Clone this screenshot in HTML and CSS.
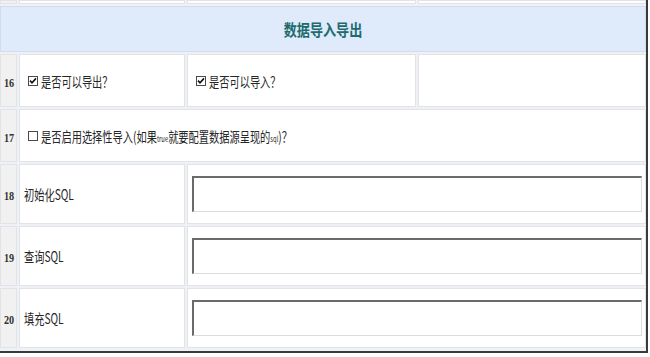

* * *

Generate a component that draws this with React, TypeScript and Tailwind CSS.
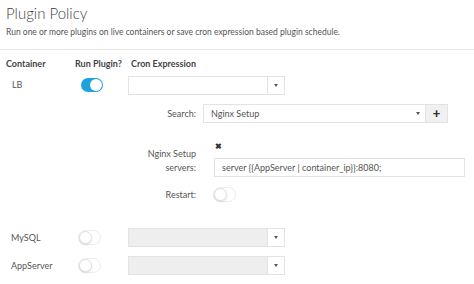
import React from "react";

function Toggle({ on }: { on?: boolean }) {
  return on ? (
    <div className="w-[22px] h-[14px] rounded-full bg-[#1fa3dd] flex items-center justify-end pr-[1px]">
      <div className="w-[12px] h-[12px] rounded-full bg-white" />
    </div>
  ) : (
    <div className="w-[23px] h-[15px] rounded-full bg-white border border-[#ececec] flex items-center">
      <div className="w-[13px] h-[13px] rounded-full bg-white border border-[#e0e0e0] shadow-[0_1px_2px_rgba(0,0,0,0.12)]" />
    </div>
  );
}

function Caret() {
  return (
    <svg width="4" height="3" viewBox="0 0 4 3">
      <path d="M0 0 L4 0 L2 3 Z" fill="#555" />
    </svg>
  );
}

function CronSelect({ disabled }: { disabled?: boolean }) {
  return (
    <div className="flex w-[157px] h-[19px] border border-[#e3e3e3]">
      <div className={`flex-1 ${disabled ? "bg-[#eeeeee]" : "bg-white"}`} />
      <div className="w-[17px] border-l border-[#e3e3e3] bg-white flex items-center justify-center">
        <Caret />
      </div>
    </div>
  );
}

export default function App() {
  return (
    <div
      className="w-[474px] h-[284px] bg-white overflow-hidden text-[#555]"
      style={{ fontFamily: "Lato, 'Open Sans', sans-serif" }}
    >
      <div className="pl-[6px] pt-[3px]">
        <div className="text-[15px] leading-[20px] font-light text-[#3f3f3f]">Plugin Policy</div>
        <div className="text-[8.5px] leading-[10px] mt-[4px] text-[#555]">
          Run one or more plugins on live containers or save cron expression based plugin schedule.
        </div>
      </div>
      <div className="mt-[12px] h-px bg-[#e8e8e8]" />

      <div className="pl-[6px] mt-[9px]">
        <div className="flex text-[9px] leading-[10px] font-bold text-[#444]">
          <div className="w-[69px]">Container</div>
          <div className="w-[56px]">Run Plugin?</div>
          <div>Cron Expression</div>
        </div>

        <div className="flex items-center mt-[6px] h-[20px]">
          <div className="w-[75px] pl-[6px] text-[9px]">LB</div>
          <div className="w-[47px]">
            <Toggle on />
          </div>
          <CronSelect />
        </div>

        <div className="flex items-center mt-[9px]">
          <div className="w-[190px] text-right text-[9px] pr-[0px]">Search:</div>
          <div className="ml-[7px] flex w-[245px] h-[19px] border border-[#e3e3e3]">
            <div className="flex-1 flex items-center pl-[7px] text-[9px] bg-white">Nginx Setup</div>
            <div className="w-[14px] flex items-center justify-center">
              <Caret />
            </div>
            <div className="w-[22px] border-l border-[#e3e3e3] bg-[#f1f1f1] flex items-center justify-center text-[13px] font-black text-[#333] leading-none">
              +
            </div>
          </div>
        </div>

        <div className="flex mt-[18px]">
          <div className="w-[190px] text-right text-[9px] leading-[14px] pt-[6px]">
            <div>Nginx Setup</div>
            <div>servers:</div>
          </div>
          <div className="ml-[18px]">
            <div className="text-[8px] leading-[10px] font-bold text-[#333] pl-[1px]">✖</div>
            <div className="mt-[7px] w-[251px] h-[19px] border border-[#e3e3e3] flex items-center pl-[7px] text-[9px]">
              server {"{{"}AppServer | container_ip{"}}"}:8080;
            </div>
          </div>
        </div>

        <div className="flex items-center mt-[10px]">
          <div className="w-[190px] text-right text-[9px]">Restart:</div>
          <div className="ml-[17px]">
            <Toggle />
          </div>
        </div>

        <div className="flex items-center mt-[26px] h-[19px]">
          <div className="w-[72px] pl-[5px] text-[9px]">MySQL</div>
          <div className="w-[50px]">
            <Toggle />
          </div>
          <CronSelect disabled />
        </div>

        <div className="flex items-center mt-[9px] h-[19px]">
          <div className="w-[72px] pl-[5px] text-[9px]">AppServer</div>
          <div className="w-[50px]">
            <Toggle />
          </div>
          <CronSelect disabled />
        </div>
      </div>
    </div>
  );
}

*Objective*.
Reproduce exactly the run of lines beginning with the one that contains "Generate a component" and ending with the one that contains "import React from". Do not include pictures.

*Answer below*.
Generate a component that draws this with React, TypeScript and Tailwind CSS.
import React from "react";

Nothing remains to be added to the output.